== EXTRACTED MATERIAL
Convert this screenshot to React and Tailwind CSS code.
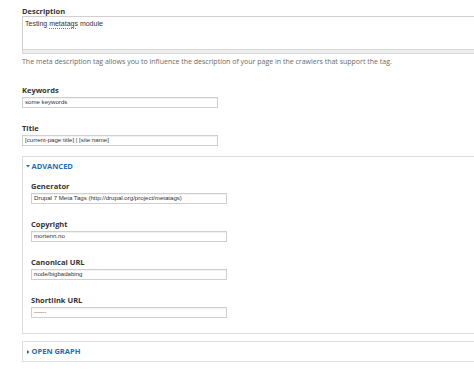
import React from "react";

const labelCls =
  "block h-[8px] leading-[8px] text-[7.5px] font-bold text-[#333] whitespace-nowrap [font-family:'Open_Sans',sans-serif]";
const inputCls =
  "mt-[3px] h-[11px] w-[196px] border border-[#cfcfcf] bg-white pl-[2px] flex items-center text-[6.1px] leading-none text-[#333] whitespace-nowrap overflow-hidden [font-family:'Liberation_Sans',Arial,sans-serif] shadow-[inset_0_1px_1px_rgba(0,0,0,0.06)]";

function Field({ label, value, className = "" }) {
  return (
    <div className={className}>
      <span className={labelCls}>{label}</span>
      <div className={inputCls}>{value}</div>
    </div>
  );
}

function Tri({ open }) {
  return (
    <svg width="4" height="4" viewBox="0 0 4 4" className="mr-[1.5px] shrink-0">
      {open ? (
        <polygon points="0,1 4,1 2,3.5" fill="#1a6fb8" />
      ) : (
        <polygon points="1,0 3.5,2 1,4" fill="#1a6fb8" />
      )}
    </svg>
  );
}

export default function App() {
  return (
    <div className="w-[474px] h-[374px] overflow-hidden bg-white pl-[22px] pt-[6.5px] [font-family:'Open_Sans',sans-serif]">
      <span className={labelCls}>Description</span>
      <div className="mt-[1.5px] w-[470px]">
        <div className="h-[33px] border border-[#cfcfcf] border-b-0 bg-white px-[2px] pt-[3px] text-[7px] leading-[8px] text-[#333] [font-family:'Liberation_Sans',Arial,sans-serif]">
          Testing{" "}
          <span className="underline decoration-dotted decoration-[#e05050] decoration-[1px] underline-offset-[1.5px]">
            metatags
          </span>{" "}
          module
        </div>
        <div className="h-[5px] border border-[#d8d8d8] bg-[#eeeeee]" />
      </div>
      <p className="mt-[3.5px] h-[8px] leading-[8px] text-[7px] text-[#6a6a6a] whitespace-nowrap">
        The meta description tag allows you to influence the description of your page in the crawlers that support the tag.
      </p>

      <Field className="mt-[20px]" label="Keywords" value="some keywords" />
      <Field className="mt-[16px]" label="Title" value="[current-page:title] | [site:name]" />

      <div className="mt-[10.5px] w-[470px] border border-[#dedede] pl-[8px] pt-[4.5px] pb-[15.5px]">
        <div className="-ml-[5px] flex h-[8px] items-center text-[7.5px] font-bold leading-[8px] text-[#1a6fb8]">
          <Tri open />
          ADVANCED
        </div>
        <Field className="mt-[12px]" label="Generator" value="Drupal 7 Meta Tags (http://drupal.org/project/metatags)" />
        <Field className="mt-[16px]" label="Copyright" value="mortenn.no" />
        <Field className="mt-[16px]" label="Canonical URL" value="node/bigbadabing" />
        <Field className="mt-[16px]" label="Shortlink URL" value="------" />
      </div>

      <div className="mt-[7px] flex h-[21px] w-[470px] items-center border border-[#dedede] pl-[3px] text-[7.5px] font-bold text-[#1a6fb8]">
        <Tri />
        OPEN GRAPH
      </div>
    </div>
  );
}
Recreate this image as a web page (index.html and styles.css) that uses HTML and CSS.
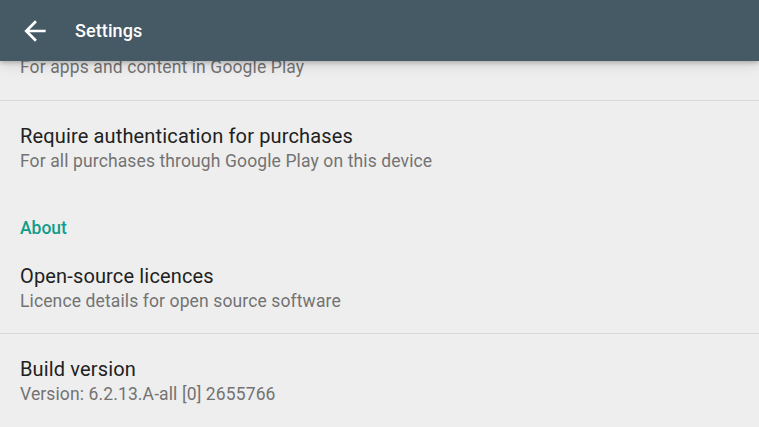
FILE: index.html
```html
<!DOCTYPE html>
<html lang="en">
<head>
<meta charset="utf-8">
<title>Settings</title>
<link rel="stylesheet" href="styles.css">
</head>
<body>
<div class="screen">
  <header class="appbar">
    <svg class="back" width="32" height="32" viewBox="0 0 24 24" aria-hidden="true">
      <path d="M20 11H7.83l5.59-5.59L12 4l-8 8 8 8 1.41-1.41L7.83 13H20v-2z" fill="#ffffff"/>
    </svg>
    <h1 class="title">Settings</h1>
  </header>
  <main class="list">
    <div class="item item-top">
      <div class="sub">For apps and content in Google Play</div>
    </div>
    <div class="item item-plain">
      <div class="name">Require authentication for purchases</div>
      <div class="sub">For all purchases through Google Play on this device</div>
    </div>
    <div class="section">About</div>
    <div class="item">
      <div class="name">Open-source licences</div>
      <div class="sub">Licence details for open source software</div>
    </div>
    <div class="item item-plain">
      <div class="name">Build version</div>
      <div class="sub">Version: 6.2.13.A-all [0] 2655766</div>
    </div>
  </main>
</div>
</body>
</html>
```
FILE: styles.css
```css
html, body {
  margin: 0;
  padding: 0;
  background: #eeeeee;
}
body {
  font-family: Roboto, "Noto Sans", sans-serif;
  overflow: hidden;
}
.screen {
  width: 759px;
  height: 427px;
  display: flex;
  flex-direction: column;
  overflow: hidden;
  background: #eeeeee;
}
.appbar {
  position: relative;
  z-index: 2;
  flex: 0 0 61px;
  height: 61px;
  background: #465a65;
  display: flex;
  align-items: center;
  box-shadow: 0 2px 4px rgba(0,0,0,0.20), 0 5px 12px rgba(0,0,0,0.10);
}
.back {
  margin-left: 19px;
  margin-top: 0;
}
.title {
  margin: 0 0 0 24px;
  font-size: 18px;
  font-weight: 500;
  color: #ffffff;
  line-height: 24px;
  letter-spacing: 0.1px;
}
.list {
  margin-top: -6px;
  display: flex;
  flex-direction: column;
}
.item {
  padding: 23px 20px 19px;
  border-bottom: 1px solid #d8d8d8;
}
.item-top {
  padding-top: 0;
  padding-bottom: 20px;
}
.item-plain {
  border-bottom: none;
}
.name {
  font-size: 20px;
  line-height: 25px;
  letter-spacing: 0.15px;
  color: #212121;
}
.sub {
  font-size: 17.5px;
  line-height: 25px;
  letter-spacing: 0.12px;
  color: #737373;
}
.section {
  padding: 23px 20px 0;
  font-size: 17.5px;
  line-height: 25px;
  font-weight: 500;
  color: #129c8a;
}
```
====
TASK DESCRIPTION => Begin at the first line of the data above and repeat each line exactly, stopping after the line containing "h-[11px] w-[196px] border". Omit the pictures.

PROBLEM SOLUTION =>
Convert this screenshot to React and Tailwind CSS code.
import React from "react";

const labelCls =
  "block h-[8px] leading-[8px] text-[7.5px] font-bold text-[#333] whitespace-nowrap [font-family:'Open_Sans',sans-serif]";
const inputCls =
  "mt-[3px] h-[11px] w-[196px] border border-[#cfcfcf] bg-white pl-[2px] flex items-center text-[6.1px] leading-none text-[#333] whitespace-nowrap overflow-hidden [font-family:'Liberation_Sans',Arial,sans-serif] shadow-[inset_0_1px_1px_rgba(0,0,0,0.06)]";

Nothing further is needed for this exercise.